Could you perhaps write the theorem out.

Otherwise you can use any ##x## in the interval ##(-1, 1]## and the series will be valid.

bonfire09
Lagrange Remainder Theorem- Let ##I## be an open interval containing the point ##x_0## and let ##n## be a nonegative integer. Suppose that the function ##f:I-->\mathbb{R}## has ##n+1## derivatives. Then for each point ##x## in ##I## there is a point ##c## strictly between ##x## and ##x_0## such that ##f(x)=\sum_{k=0}^{n} \frac{f^k}{k!} (x-x_0)^k+\frac{f^{n+1}}{(n+1)!}(x-x_0)^k##.

Theorem 8.8- For each natural number ##n## and each number ##x>-1## there is a number ##c## strictly between ##0## and ##x## such that ##ln(1+x)=x-\frac{x^2}{2}+...+\frac{(-1)^{n+1}}{n} x^n+ \frac{(-1)^n}{(n+1)(1+c)^{n+1}}x^{n+1}##

Homework Helper
Lagrange Remainder Theorem- Let ##I## be an open interval containing the point ##x_0## and let ##n## be a nonegative integer. Suppose that the function ##f:I-->\mathbb{R}## has ##n+1## derivatives. Then for each point ##x## in ##I## there is a point ##c## strictly between ##x## and ##x_0## such that ##f(x)=\sum_{k=0}^{n} \frac{f^k}{k!} (x-x_0)^k+\frac{f^{n+1}}{(n+1)!}(x-x_0)^k##.

I see. And ##f(x)## is equal to its expansion if and only if the remainder term goes to zero.

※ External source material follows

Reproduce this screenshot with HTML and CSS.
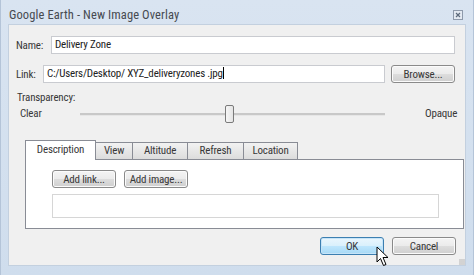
FILE: index.html
```html
<!DOCTYPE html>
<html lang="en">

<head>
    <link rel="stylesheet" href="styles.css">
</head>

<body>
    <div class="window">
        <div class="titlebar">
            <span class="title">Google Earth - New Image Overlay</span>
            <span class="close-btn">
                <svg width="10" height="10" viewBox="0 0 10 10">
                    <rect x="0.5" y="0.5" width="9" height="9" fill="#e4eaf2" stroke="#8e9aab"/>
                    <path d="M3 3 L7 7 M7 3 L3 7" stroke="#5d6a7c" stroke-width="1.2"/>
                </svg>
            </span>
        </div>
        <div class="content">
            <div class="row name-row">
                <label class="label">Name:</label>
                <div class="field name-field">Delivery Zone</div>
            </div>
            <div class="row link-row">
                <label class="label">Link:</label>
                <div class="field link-field">C:/Users/Desktop/ XYZ_deliveryzones .jpg<span class="caret"></span></div>
                <button class="btn browse">Browse...</button>
            </div>
            <div class="trans-label">Transparency:</div>
            <div class="slider-row">
                <span class="end-label clear">Clear</span>
                <div class="track">
                    <span class="thumb"></span>
                </div>
                <span class="end-label opaque">Opaque</span>
            </div>
            <div class="tabs">
                <span class="tab active">Description</span>
                <span class="tab view">View</span>
                <span class="tab altitude">Altitude</span>
                <span class="tab refresh">Refresh</span>
                <span class="tab location">Location</span>
            </div>
            <div class="panel">
                <div class="panel-buttons">
                    <button class="btn add-link">Add link...</button>
                    <button class="btn add-image">Add image...</button>
                </div>
                <div class="desc-box"></div>
            </div>
            <div class="footer">
                <button class="btn ok">OK</button>
                <button class="btn cancel">Cancel</button>
                <svg class="cursor" width="14" height="21" viewBox="0 0 14 21">
                    <path d="M1 1 L1 16 L4.5 12.5 L7.5 19.5 L10 18.5 L7 11.5 L12 11.5 Z" fill="#fff" stroke="#000" stroke-width="1" stroke-linejoin="round"/>
                </svg>
                <span class="grip"></span>
            </div>
        </div>
    </div>
</body>

</html>
```

FILE: styles.css
```css
body {
    margin: 0;
    padding: 0;
    font-family: "Roboto Condensed", "Roboto", sans-serif;
    font-stretch: condensed;
    font-size: 11px;
    letter-spacing: -0.2px;
    color: #383838;
}

.window {
    width: 474px;
    height: 275px;
    box-sizing: border-box;
    background: linear-gradient(#d9e4f1, #cfdded);
    padding: 0 7px 9px 7px;
    display: flex;
    flex-direction: column;
    border-left: 1px solid #b4c4d8;
    border-right: 1px solid #b4c4d8;
}

.titlebar {
    height: 24px;
    display: flex;
    align-items: center;
    justify-content: space-between;
    flex-shrink: 0;
}

.title {
    font-size: 12.5px;
    letter-spacing: 0.1px;
    color: #464a50;
    margin-left: 1px;
    margin-top: 5px;
}

.close-btn {
    display: flex;
    margin-right: 3px;
    margin-top: 6px;
}

.content {
    flex: 1;
    background: #f0f0f0;
    border: 1px solid #c3d0df;
    padding: 11px 10px 0 6px;
    position: relative;
    display: flex;
    flex-direction: column;
}

.row {
    display: flex;
    align-items: center;
    height: 18px;
}

.label {
    width: 35px;
    padding-left: 1px;
}

.link-row {
    margin-top: 11px;
}

.link-row .label {
    width: 27px;
}

.field {
    height: 18px;
    box-sizing: border-box;
    background: #fff;
    border: 1px solid #c9cbd0;
    padding: 0 3px;
    line-height: 16px;
    color: #222;
    white-space: nowrap;
}

.name-field {
    flex: 1;
}

.link-field {
    width: 343px;
}

.caret {
    display: inline-block;
    width: 1px;
    height: 12px;
    background: #000;
    vertical-align: -2px;
}

.btn {
    font-family: inherit;
    font-stretch: inherit;
    font-size: 11px;
    letter-spacing: inherit;
    color: #383838;
    height: 18px;
    width: 64px;
    padding: 0;
    white-space: nowrap;
    border: 1px solid #8a8a8a;
    border-radius: 3px;
    background: linear-gradient(#f4f4f4 0%, #ebebeb 50%, #dddddd 51%, #cfcfcf 100%);
    box-shadow: inset 0 0 0 1px #fbfbfb;
}

.browse {
    margin-left: 6px;
}

.trans-label {
    margin-top: 8px;
    padding-left: 2px;
    height: 14px;
    line-height: 14px;
}

.slider-row {
    display: flex;
    align-items: center;
    height: 18px;
}

.end-label {
    line-height: 12px;
    flex-shrink: 0;
}

.clear {
    width: 60px;
    padding-left: 5px;
}

.track {
    flex: 0 0 305px;
    height: 2px;
    background: #c8c8c8;
    border-bottom: 1px solid #e6e6e6;
    position: relative;
}

.thumb {
    position: absolute;
    left: 145px;
    top: -8px;
    width: 7px;
    height: 16px;
    border: 1px solid #7a7a7a;
    border-radius: 2px;
    background: linear-gradient(to right, #f6f6f6, #e4e4e4);
}

.opaque {
    margin-left: 40px;
}

.tabs {
    display: flex;
    align-items: flex-end;
    margin-top: 17px;
    margin-left: 10px;
    height: 19px;
}

.tab {
    height: 17px;
    box-sizing: border-box;
    border: 1px solid #898c95;
    border-bottom: none;
    border-left: none;
    background: linear-gradient(#f2f2f2, #dcdcdc);
    text-align: center;
    line-height: 16px;
}

.tab.active {
    height: 20px;
    width: 71px;
    background: #fff;
    border-left: 1px solid #898c95;
    position: relative;
    top: 1px;
    line-height: 18px;
}

.view {
    width: 37px;
}

.altitude {
    width: 55px;
}

.refresh {
    width: 56px;
}

.location {
    width: 54px;
}

.panel {
    margin-left: 10px;
    width: 439px;
    height: 70px;
    box-sizing: border-box;
    background: #fff;
    border: 1px solid #898c95;
    padding: 10px 0 0 26px;
}

.panel-buttons {
    display: flex;
    gap: 8px;
}

.desc-box {
    margin-top: 6px;
    width: 387px;
    height: 24px;
    box-sizing: border-box;
    border: 1px solid #d6d6d6;
}

.footer {
    display: flex;
    justify-content: flex-end;
    gap: 8px;
    margin-top: 8px;
    margin-right: -1px;
    position: relative;
}

.ok {
    border-color: #3c7fb1;
    background: linear-gradient(#eaf6fd 0%, #d9f0fc 50%, #bee6fd 51%, #a7d9f5 100%);
    box-shadow: inset 0 0 0 1px #c6e4f8;
}

.cursor {
    position: absolute;
    right: 66px;
    top: 9px;
}

.grip {
    position: absolute;
    right: -9px;
    top: 22px;
    width: 6px;
    height: 6px;
    background: radial-gradient(circle, #b0b0b0 0.6px, transparent 0.8px) 0 0 / 2px 2px;
}
```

Theorem 8.8- For each natural number ##n## and each number ##x>-1## there is a number ##c## strictly between ##0## and ##x## such that ##ln(1+x)=x-\frac{x^2}{2}+...+\frac{(-1)^{n+1}}{n} x^n+ \frac{(-1)^n}{(n+1)(1+c)^{n+1}}x^{n+1}##

Something to notice here... you don't actually know whether or not ##x < c < 0## or ##0 < x < c##. All you know is that ##x \in I##. So you know the series will converge in the interval ##(-1, 1]##. If you try it by plugging in the endpoint 1, you will get a convergent series for example.

bonfire09
So the series will converge in the entire interval ##(-1,1]##?

Homework Helper
So the series will converge in the entire interval ##(-1,1]##?

Yes. Although it would be good to show that it actually does.

bonfire09
Oh ok. I did try doing that at first but when I compared it against the answer in the book I was off. They stated that the interval was supposed to be ##\frac{-1}{2}\leq x\leq 1## which I have no idea how they got that.

Homework Helper
Oh ok. I did try doing that at first but when I compared it against the answer in the book I was off. They stated that the interval was supposed to be ##\frac{-1}{2}\leq x\leq 1## which I have no idea how they got that.

Well, if they want a particular interval, then what's the closest point to zero from -1? That's one of the endpoints. The other endpoint is of course given. They just happened to use ##-1/2##.

bonfire09
So they just chose some random point close to ##0##?

Homework Helper
So they just chose some random point close to ##0##?

What I meant to say was the convergence would be valid for an interval as specific as ##[-\frac{1}{1.0001}, 1]## if you wanted.

##-1/2## is a nice number though.

bonfire09
Oh Ok i see thanks. I just was confused why they chose that -1/2.